The story goes that while at the airport to do some final work for ‘The Day of the Animals’ Girdler picked up a copy of the horror paperback ‘The Manitou’ and the seed of Girdler’s last feature film was born. He promptly bought the rights to the novel. ‘The Manitou’ (1978) pulls out all the stops -- possession, medicine men, over the top special FX, and demonic birth. Clearly, it’s a must-see for all horror fans. It stars Tony Curtis as phony psychic Harry Erskine whose old girlfriend Karen (Susan Strasberg) has a rapidly growing “thing” on the back of her neck (YUCK!) which eventually gives birth to --- well, the spirit of an ancient and evil shaman (that sort of looks like Cousin It from ‘The Addams Family’ and is even played by the same actor, Felix Silla!). Talk about horrid STDs! The campy supporting cast includes Burgess Meredith, Stella Stevens, Michael Ansara (as John Singing Rock), and Ann Southern! Don’t miss it.

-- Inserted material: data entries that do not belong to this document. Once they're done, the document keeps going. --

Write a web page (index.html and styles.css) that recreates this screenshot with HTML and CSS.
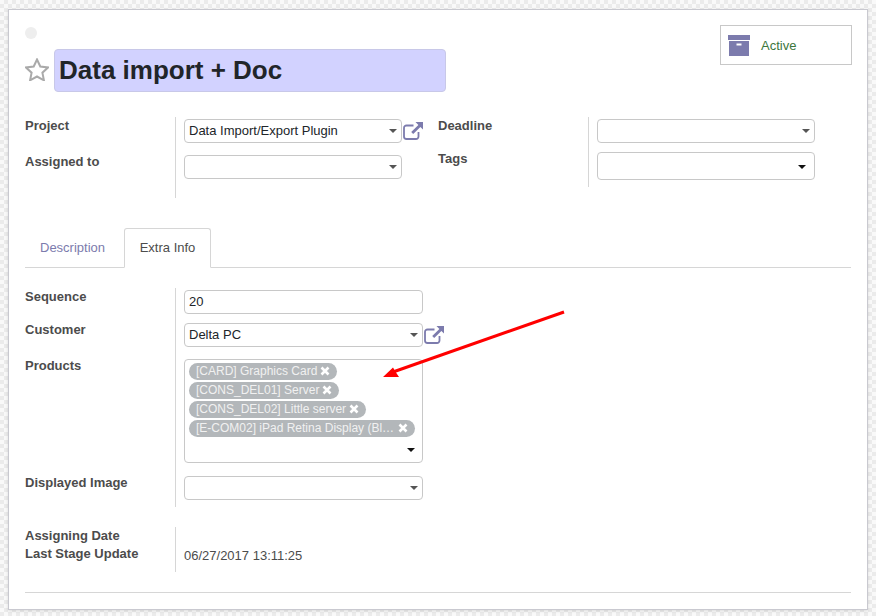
FILE: index.html
```html
<!DOCTYPE html>
<html lang="en">
<head>
  <meta charset="UTF-8" />
  <title>Data import + Doc</title>
  <link rel="stylesheet" href="styles.css">
</head>
<body>

  <div class="sheet">
    <header class="top">
      <div class="title-side">
        <span class="dot"></span>
        <div class="title-row">
          <svg class="star" viewBox="0 0 24 23"><path d="M12 1.500l3.300 7 7.700 1-5.600 5.200 1.500 7.600-6.900-3.800-6.900 3.800 1.500-7.600L1 9.500l7.700-1z"/></svg>
          <h1 class="title">Data import + Doc</h1>
        </div>
      </div>
      <div class="status-box">
        <svg class="box-icon" viewBox="0 0 22 21"><path d="M0 0h22v5H0z"/><path d="M1 6h20v15H1zM8.500 8.500v2h5v-2z" fill-rule="evenodd"/></svg>
        <span>Active</span>
      </div>
    </header>

    <section class="columns">
      <div class="group group-left">
        <div class="row row-project">
          <label>Project</label>
          <div class="field with-link">
            <div class="select">Data Import/Export Plugin<i class="caret"></i></div>
            <svg class="ext" viewBox="0 0 20 18"><path d="M15.500 10v4.500a2.500 2.500 0 0 1-2.500 2.500H3.500A2.500 2.500 0 0 1 1 14.500V6a2.500 2.500 0 0 1 2.500-2.500h7" fill="none" stroke-width="1.800"/><path d="M12.500 0H20v7.500l-2.600-2.600-7.200 7.200-2-2 7.200-7.200z" stroke="none"/></svg>
          </div>
        </div>
        <div class="row row-assigned">
          <label>Assigned to</label>
          <div class="field"><div class="select"><i class="caret"></i></div></div>
        </div>
      </div>
      <div class="group group-right">
        <div class="row row-deadline">
          <label>Deadline</label>
          <div class="field"><div class="select"><i class="caret"></i></div></div>
        </div>
        <div class="row row-tags">
          <label>Tags</label>
          <div class="field"><div class="select select-tall"><i class="caret caret-dark"></i></div></div>
        </div>
      </div>
    </section>

    <nav class="tabs">
      <a class="tab">Description</a>
      <a class="tab active">Extra Info</a>
    </nav>

    <section class="group group-wide">
      <div class="row row-seq">
        <label>Sequence</label>
        <div class="field"><div class="select">20</div></div>
      </div>
      <div class="row row-customer">
        <label>Customer</label>
        <div class="field with-link">
          <div class="select">Delta PC<i class="caret"></i></div>
          <svg class="ext" viewBox="0 0 20 18"><path d="M15.500 10v4.500a2.500 2.500 0 0 1-2.500 2.500H3.500A2.500 2.500 0 0 1 1 14.500V6a2.500 2.500 0 0 1 2.500-2.500h7" fill="none" stroke-width="1.800"/><path d="M12.500 0H20v7.500l-2.600-2.600-7.200 7.200-2-2 7.200-7.200z" stroke="none"/></svg>
        </div>
      </div>
      <div class="row row-products">
        <label>Products</label>
        <div class="field">
          <div class="tagbox">
            <span class="chip">[CARD] Graphics Card<svg class="x" viewBox="0 0 10 10"><path d="M1.500 1.500l7 7M8.500 1.500l-7 7"/></svg></span>
            <span class="chip">[CONS_DEL01] Server<svg class="x" viewBox="0 0 10 10"><path d="M1.500 1.500l7 7M8.500 1.500l-7 7"/></svg></span>
            <span class="chip">[CONS_DEL02] Little server<svg class="x" viewBox="0 0 10 10"><path d="M1.500 1.500l7 7M8.500 1.500l-7 7"/></svg></span>
            <span class="chip chip-long">[E-COM02] iPad Retina Display (Bl…<svg class="x" viewBox="0 0 10 10"><path d="M1.500 1.500l7 7M8.500 1.500l-7 7"/></svg></span>
            <i class="caret caret-dark"></i>
          </div>
        </div>
      </div>
      <div class="row row-image">
        <label>Displayed Image</label>
        <div class="field"><div class="select"><i class="caret"></i></div></div>
      </div>
    </section>

    <section class="group group-dates">
      <div class="row row-date1">
        <label>Assigning Date</label>
        <div class="field"></div>
      </div>
      <div class="row row-date2">
        <label>Last Stage Update</label>
        <div class="field plain">06/27/2017 13:11:25</div>
      </div>
    </section>

    <hr class="rule">

    <svg class="arrow" viewBox="0 0 200 80"><path d="M189 7L18 67" fill="none" stroke="#f00" stroke-width="3"/><path d="M8 72l10-9.500 3 5 3 4.500z" fill="#f00"/></svg>
  </div>

</body>
</html>
```

FILE: styles.css
```css
*{margin:0;padding:0;box-sizing:border-box}
html,body{height:100%}
body{font-family:"Liberation Sans",Arial,sans-serif;font-size:13px;color:#4c4c4c;background-color:#f2f2f2;background-image:repeating-conic-gradient(#ebebeb 0 25%,#f9f9f9 0 50%);background-size:8px 8px;padding:9px 8px 6px 8px;overflow:hidden}
.sheet{position:relative;width:860px;height:601px;background:#fff;border:1px solid #c9c9d0;box-shadow:0 1px 3px rgba(0,0,0,0.12);padding:16px 16px 0 16px}

.top{display:flex;justify-content:space-between;align-items:flex-start}
.dot{display:block;width:12px;height:12px;border-radius:50%;background:#eeeeee;margin-top:1px}
.title-row{display:flex;align-items:center;gap:5px;margin-top:10px}
.star{width:24px;height:23px;margin-top:-3px;fill:#fff;stroke:#aaa;stroke-width:2}
.title{width:392px;height:43px;line-height:41px;padding-left:4px;font-size:26px;font-weight:bold;color:#212529;background:#d2d2ff;border:1px solid #c8c8e8;border-radius:4px}
.status-box{display:flex;align-items:center;width:132px;height:40px;gap:11px;padding-left:7px;border:1px solid #c8c8c8;color:#3c763d;margin:-1px -1px 0 0}
.box-icon{width:22px;height:21px;fill:#7c7bad}

.columns{display:grid;grid-template-columns:413px 1fr;margin-top:25px}
.row{display:flex}
.row label{width:150px;flex:none;font-weight:bold;line-height:18px}
.field{flex:1;border-left:1px solid #d6d6d6;padding:2px 0 0 8px;color:#212529}
.with-link{display:flex;gap:1px}
.select{position:relative;width:239px;height:24px;line-height:22px;padding-left:4px;border:1px solid #c8c8c8;border-radius:4px;background:#fff}
.group-left .select,.group-right .select{width:218px}
.group-right .select-tall{height:28px}
.caret{position:absolute;right:4px;top:9px;width:0;height:0;border:4px solid transparent;border-top-color:#555;border-bottom:0}
.caret-dark{border-top-color:#111}
.select-tall .caret{right:8px;top:12px}
.ext{width:20px;height:18px;margin-top:3px;fill:#7c7bad;stroke:#7c7bad}

.row-project{height:36px}
.row-assigned{height:45px}
.row-deadline{height:33px}
.row-tags{height:37px}
.row-seq{height:33px}
.row-customer{height:36px}
.row-products{height:117px}
.row-image{height:33px}
.row-date1{height:18px}
.row-date2{height:27px}
.row-date1 .field,.row-date2 .field{padding-top:0}
.plain{color:#4c4c4c;line-height:22px}

.tabs{display:flex;height:40px;margin-top:30px;border-bottom:1px solid #d6d6d6}
.tab{height:40px;line-height:38px;padding:0 14px;color:#7c7bad;border:1px solid transparent}
.tab.active{width:87px;text-align:center;padding:0;color:#4c4c4c;background:#fff;border-color:#d6d6d6 #d6d6d6 #fff;border-radius:3px 3px 0 0;margin-left:4px}

.group-wide{margin-top:20px}
.group-dates{margin-top:20px}
.tagbox{position:relative;width:239px;height:104px;padding:3px 4px;border:1px solid #c8c8c8;border-radius:4px;display:flex;flex-direction:column;align-items:flex-start;gap:2px}
.chip{display:flex;align-items:center;height:17px;padding:0 7px 1px 7px;gap:3px;font-size:12px;color:#f1f1f1;background:#b3b7ba;border-radius:9px;white-space:nowrap}
.chip-long{gap:4px}
.x{width:10px;height:10px;fill:none;stroke:#fff;stroke-width:2.600}
.tagbox .caret{right:7px;top:88px}

.rule{border:0;border-top:1px solid #d6d6d6;margin-top:20px}

.arrow{position:absolute;left:366px;top:295px;width:200px;height:80px}
```
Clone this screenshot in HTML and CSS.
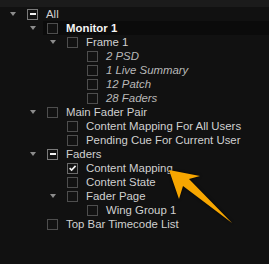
FILE: index.html
```html
<!DOCTYPE html>
<html>
<head>
<meta charset="utf-8">
<link rel="stylesheet" href="styles.css">
</head>
<body>
<div class="panel">
  <div class="topband"></div>
  <ul class="tree">
    <li class="row l0"><span class="tog open"></span><span class="cb partial"></span><span class="lbl">All</span></li>
    <li class="row l1 sel"><span class="tog open"></span><span class="cb"></span><span class="lbl bold">Monitor 1</span></li>
    <li class="row l2"><span class="tog open"></span><span class="cb"></span><span class="lbl">Frame 1</span></li>
    <li class="row l3"><span class="tog"></span><span class="cb"></span><span class="lbl it">2 PSD</span></li>
    <li class="row l3"><span class="tog"></span><span class="cb"></span><span class="lbl it">1 Live Summary</span></li>
    <li class="row l3"><span class="tog"></span><span class="cb"></span><span class="lbl it">12 Patch</span></li>
    <li class="row l3"><span class="tog"></span><span class="cb"></span><span class="lbl it">28 Faders</span></li>
    <li class="row l1"><span class="tog open"></span><span class="cb"></span><span class="lbl">Main Fader Pair</span></li>
    <li class="row l2"><span class="tog"></span><span class="cb"></span><span class="lbl">Content Mapping For All Users</span></li>
    <li class="row l2"><span class="tog"></span><span class="cb"></span><span class="lbl">Pending Cue For Current User</span></li>
    <li class="row l1"><span class="tog open"></span><span class="cb partial"></span><span class="lbl">Faders</span></li>
    <li class="row l2"><span class="tog"></span><span class="cb checked"><svg viewBox="0 0 10 10" width="10" height="10"><path d="M1.8 5.2 L4 7.4 L8.4 2.6" fill="none" stroke="#f2f2f2" stroke-width="1.8"/></svg></span><span class="lbl">Content Mapping</span></li>
    <li class="row l2"><span class="tog"></span><span class="cb"></span><span class="lbl">Content State</span></li>
    <li class="row l2"><span class="tog open"></span><span class="cb"></span><span class="lbl">Fader Page</span></li>
    <li class="row l3"><span class="tog"></span><span class="cb"></span><span class="lbl">Wing Group 1</span></li>
    <li class="row l1"><span class="tog"></span><span class="cb"></span><span class="lbl">Top Bar Timecode List</span></li>
  </ul>
  <svg class="arrow" width="269" height="264" viewBox="0 0 269 264">
    <polygon points="169,170 200,176 189,179 232,223 183,186 179,199" fill="#f7a600"/>
  </svg>
</div>
</body>
</html>
```

FILE: styles.css
```css
html, body {
  margin: 0;
  padding: 0;
  background: #111111;
}
.panel {
  position: relative;
  width: 269px;
  height: 264px;
  overflow: hidden;
  background: #111111;
  font-family: "Liberation Sans", Arial, sans-serif;
  font-size: 11.4px;
  color: #d2d2d2;
}
.topband {
  height: 7px;
  background: #1b1b1b;
}
.tree {
  list-style: none;
  margin: 0;
  padding: 0;
}
.row {
  display: flex;
  align-items: center;
  height: 14px;
  line-height: 14px;
  white-space: nowrap;
}
.l0 { padding-left: 10px; }
.l1 { padding-left: 30px; }
.l2 { padding-left: 50px; }
.l3 { padding-left: 70px; }
.sel {
  background: linear-gradient(to right, #111111 0, #111111 43px, #0b0b0b 43px);
}
.tog {
  width: 17px;
  height: 14px;
  flex: none;
  position: relative;
}
.tog.open::before {
  content: "";
  position: absolute;
  left: 0;
  top: 5px;
  width: 0;
  height: 0;
  border-left: 3px solid transparent;
  border-right: 3px solid transparent;
  border-top: 4px solid #8c8c8c;
}
.cb {
  flex: none;
  width: 9px;
  height: 9px;
  border: 1px solid #4e4e4e;
  background: #121212;
  margin-right: 8px;
  position: relative;
  display: flex;
  align-items: center;
  justify-content: center;
}
.cb.partial {
  border-color: #7a7a7a;
}
.cb.partial::after {
  content: "";
  width: 6px;
  height: 2px;
  background: #f2f2f2;
}
.cb.checked {
  border-color: #6a6a6a;
}
.cb svg {
  display: block;
}
.lbl {
  color: #d0d0d0;
}
.bold {
  font-weight: bold;
  color: #f4f4f4;
}
.it {
  font-style: italic;
  color: #b9b9b9;
}
.arrow {
  position: absolute;
  left: 0;
  top: 0;
  pointer-events: none;
  filter: drop-shadow(0 0 1.5px rgba(0,0,0,0.8));
}
```
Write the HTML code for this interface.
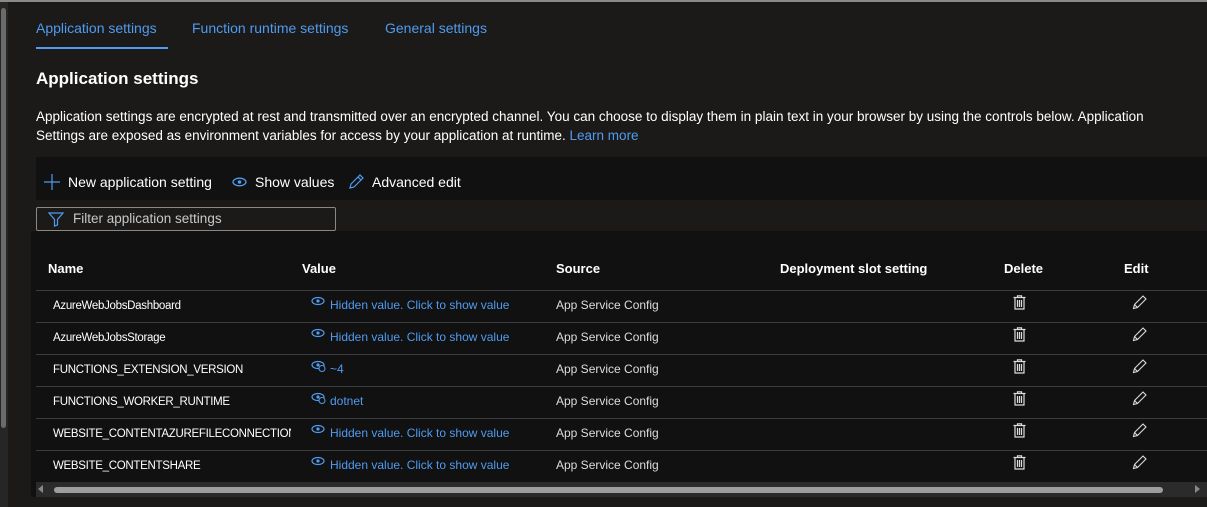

This is one amazing flick for so many reasons.

Sadly, Girdler never saw the finished version of ‘The Manitou’. He died in a helicopter crash on January 21st 1978 while in The Philippines scouting locations for his next film which was to be ‘The Overlords’ – inspired by the success of the recently released ‘Star Wars’. Hauntingly, Girdler was right in his prediction. He was 30 years old at the time of his death.